Robinhood, the app stores’ most popular investment app, has come under fire again this week, and not just for its reported activity. The Hill, The Verge and Mobile Marketing Reads (among other sources) have reported that both the Apple App Store and Google Play Store had removed thousands of negative reviews from Robinhood’s storefronts.
Over the last week, users have been up in arms, both online and on mobile, working to catch in on the GameStop squeeze. Hundreds and thousands of users flocked to easy-to-use mobile apps, hoping to buy in on the incredible amount of hype circulating on Reddit, Discord and Twitter.
This drove Robinhood’s category rankings on iOS and Google Play almost off the charts. Over the course of three days, Robinhood was no longer just the #1 most downloaded app in the Finance category, but the most downloaded free app in the entire app store. Category ranking on iOS and Google Play are only driven by the volume and velocity of downloads, indicating that Robinhood has had huge movement in a very short period.
However, Robinhood’s sudden popularity and newfound visibility on the App Store was meant to be short-lived, only to be saved from a potential fall by Apple and Google.
After Robinhood began to limit, and ultimately stop, the trading of $GME $AMC shares, users became angry. Discussions on Reddit and Discord began calling for users to leave 1-star reviews on both iOS and Google Play storefronts. These groups all had an understanding of the type of action that either app store would take; If the average star rating is too low, Apple and Google will see this as a red flag and start “punishing the app” by limiting overall visibility in the stores.
The latest finding, however, is that amidst the historic boom in negative reviews that Robinhood was experiencing, Apple and Google took action to remove the sudden wave of reviews.
The Verge reports that over 100,000 negative reviews were removed from Robinhood’s Google Play page in the span of over a few hours, which Google has confirmed earlier today.
This may lead some people to believe that Google (or even Apple) may be favoring apps in the app store, but Google has cited:
Spam and fake reviews
Your reviews should reflect the experience you've had with the content or service you're reviewing.
- Don't post fake or inaccurate reviews.
- Don't post the same review multiple times.
- Don't post reviews for the same content from multiple accounts.
- Don't post reviews to mislead other users or manipulate the rating.
- Don't post reviews on behalf of others.
- Don't misrepresent your identity or your connection to the content you're reviewing.
Apple has similar guidelines, though written for developers rather than users, stating:
- If you attempt to cheat the system (for example, by trying to trick the review process, steal user data, copy another developer’s work, manipulate ratings or App Store discovery) your apps will be removed from the store and you will be expelled from the Developer Program. (App Store Review Guidelines)

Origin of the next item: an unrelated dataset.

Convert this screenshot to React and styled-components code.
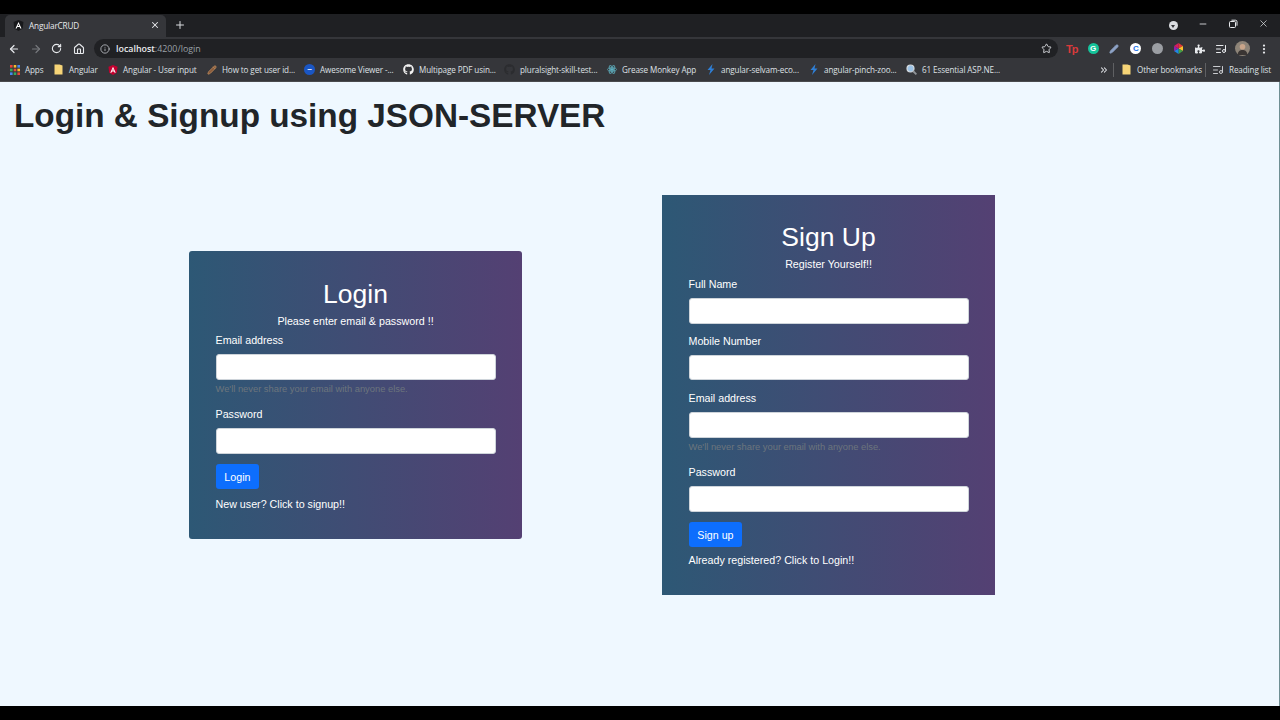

Though the lines are blurry between seeing a flood of users rating and reviewing as “fake” or users genuinely displeased with Robinhood’s service, Robinhood still prevails. Robinhood’s current average star rating now sits at above 4 stars on both stores.
Reviews and ratings on mobile storefronts can have a huge impact on an app, especially one with so much traffic.
If Apple and Google kept the negative reviews and ratings for Robinhood on the store, they could have experienced the following:
1. Decline in Keyword Rankings
What helps you sustain and maintain keyword rankings is your overall click-through rate from the first impression. Users will assess an app icon, title, subtitle, screenshots and average rating in order to make a decision. If less users are interested in your app for the keywords you rank for, the less likely you’ll be able to retain your keyword position.
2. Decline in Conversion Rates
We’ve seen average conversion rates begin to decline between 0.25% to 0.75% for every 0.1 point decline in rating score. Robinhood may be running large scale advertising campaigns that drive users from a multitude of different sources, not just organically. If those new users are greeted with a lower star rating, they would be less likely to convert.
There’s still a lot in the air with the future of Robinhood, with a class action lawsuit and a huge volume of negative press surrounding it, but for now, Robinhood will continue to thrive in the App Stores.